После пасхальных каникул Иэн вернулся к учебе, а Билл с учетом повышенного интереса к своей персоне со стороны американского посольства решил, что будет благоразумнее перебраться в Лондон, это было удобнее еще и потому, что по выходным он смог бы навещать Иена, от Лондона до Кембриджа всего час езды на электричке. В конце апреля Билл перебрался в отель «Императрица», находившийся в доме номер 25 по Лили-роуд, район Графского двора, около Бромптонского кладбища и выставочных строений Графского двора. Это был невзрачный и пустынный лондонский район, район дешевых отелей и съемных квартир, известный в то время тем, что здесь жило очень много австралийцев. На старой Бромптонской дороге всего лишь в паре кварталов от него находилось Бромптонское кладбище, и Билл часто ходил туда в солнечную погоду. «Самое милое место, где можно погреться в лучах июньского солнышка», – вспоминал он. Следующие несколько лет Билл жил то в Лондоне, то в Париже, то в Танжере.

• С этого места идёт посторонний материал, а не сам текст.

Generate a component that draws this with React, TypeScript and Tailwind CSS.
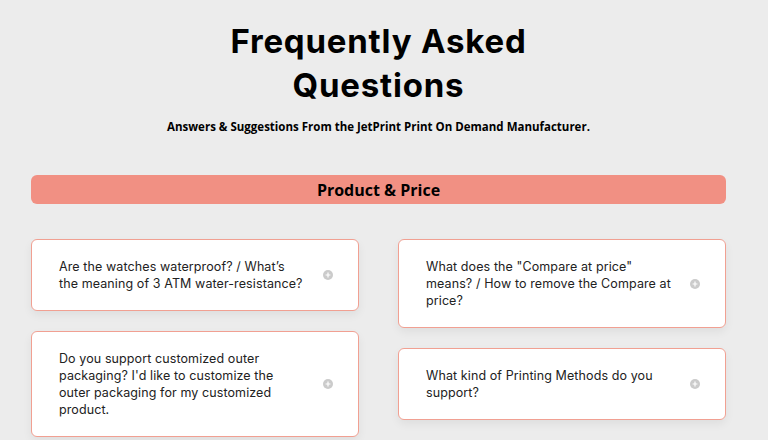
const faqLeft = [
  "Are the watches waterproof? / What’s the meaning of 3 ATM water-resistance?",
  "Do you support customized outer packaging? I'd like to customize the outer packaging for my customized product.",
];

const faqRight = [
  'What does the "Compare at price" means? / How to remove the Compare at price?',
  "What kind of Printing Methods do you support?",
];

function PlusDot() {
  return (
    <svg width="10" height="10" viewBox="0 0 10 10" className="shrink-0">
      <circle cx="5" cy="5" r="5" fill="#cbcbcb" />
      <path d="M5 2.6v4.8M2.6 5h4.8" stroke="#fff" strokeWidth="1.2" />
    </svg>
  );
}

function FaqCard({ text }: { text: string }) {
  return (
    <div className="flex items-center justify-between rounded-md border border-[#f1a092] bg-white py-[18px] pl-[27px] pr-[25px] shadow-[0_4px_10px_rgba(0,0,0,0.06)]">
      <p className="w-[247px] text-[12.5px] leading-[17px] tracking-[0.1px] text-[#222]">{text}</p>
      <PlusDot />
    </div>
  );
}

export default function App() {
  return (
    <main className="min-h-[440px] bg-[#ececec] font-['Inter',sans-serif] text-black">
      <div className="ml-[31px] w-[695px] pt-[19px]">
        <h1 className="mx-auto w-[330px] text-center text-[33px] font-bold leading-[44px] tracking-[0.8px]">
          Frequently Asked Questions
        </h1>
        <p className="mt-[11px] text-center font-['Open_Sans',sans-serif] text-[11.5px] font-bold">
          Answers &amp; Suggestions From the JetPrint Print On Demand Manufacturer.
        </p>

        <div className="mt-[40px] flex h-[29px] items-center justify-center rounded-md bg-[#f19083]">
          <h2 className="font-['Open_Sans',sans-serif] text-[16px] font-bold">Product &amp; Price</h2>
        </div>

        <div className="mt-[35px] grid grid-cols-2 gap-x-[39px]">
          <div className="flex flex-col gap-[20px]">
            {faqLeft.map((q) => (
              <FaqCard key={q} text={q} />
            ))}
          </div>
          <div className="flex flex-col gap-[20px]">
            {faqRight.map((q) => (
              <FaqCard key={q} text={q} />
            ))}
          </div>
        </div>
      </div>
    </main>
  );
}
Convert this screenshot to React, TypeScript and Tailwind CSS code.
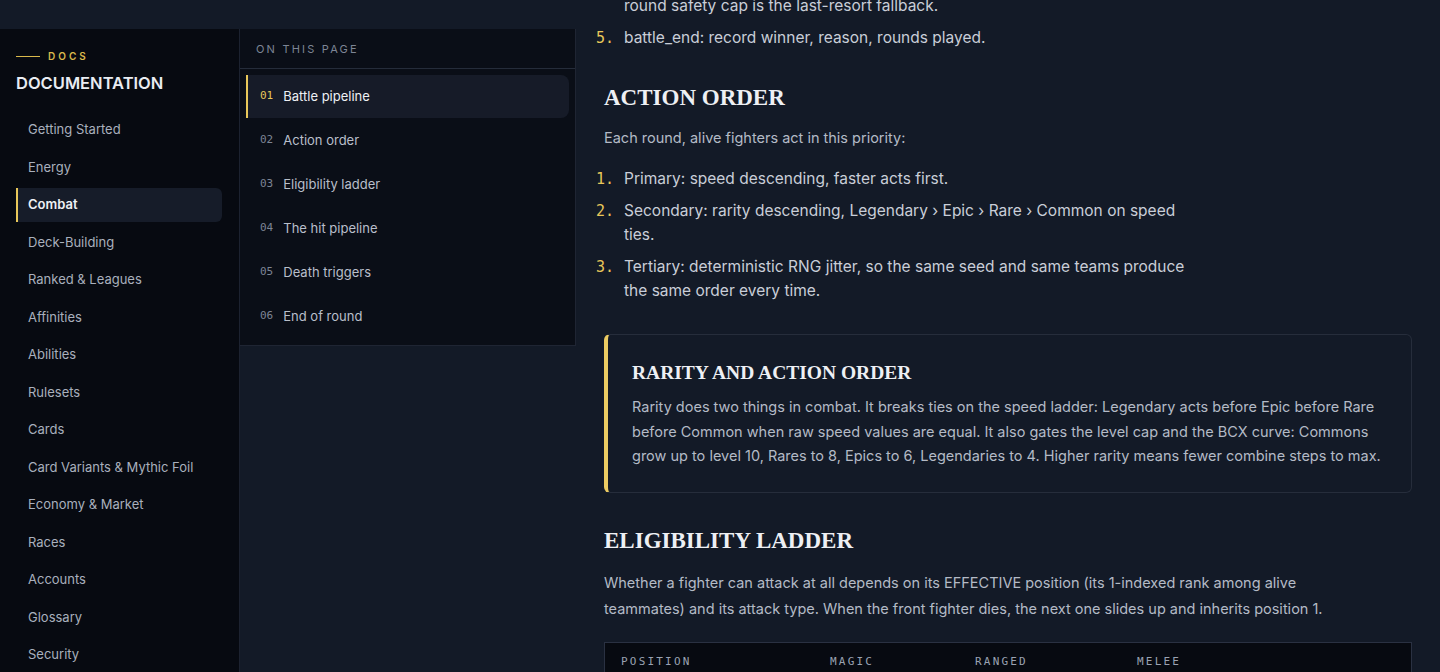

Весной 1960 г. началось самое интересное с начала века десятилетие, для которого битники из Бит Отеля своими произведениями, «разрезками», исследованием вспышек и гаданием по зеркалу уже подготовили почву. У них бывали видения и галлюцинации, они употребляли гашиш, марихуану, диосан, кодеин, морфин и героин, ввели в практику оргии и прочие свободные в плане секса вечеринки, эти оргии не поощрялись законом, и за это на родине на них бы очень косо посмотрели. Найдя прибежище в Бит Отеле, они протоптали многие из тех дорожек, по которым пошло «поколение 1960-х»: употребление наркотиков ради получения удовольствия, эксперименты с психоделиками, интерес к всевозможным видам магии и мистицизма, борьба за права геев и возможность свободно выбирать, с кем спать, для молодежи, а еще легализация порнографии и изменение законов, которые определяют рамки цензуры и пристойность или непристойность той или иной вещи. Это была не совсем жизнь в стиле «секс – наркотики – рок-н-ролл» (самого рок-н-ролла тогда еще не существовало), но их деятельность, несомненно, заложила основы последующих событий.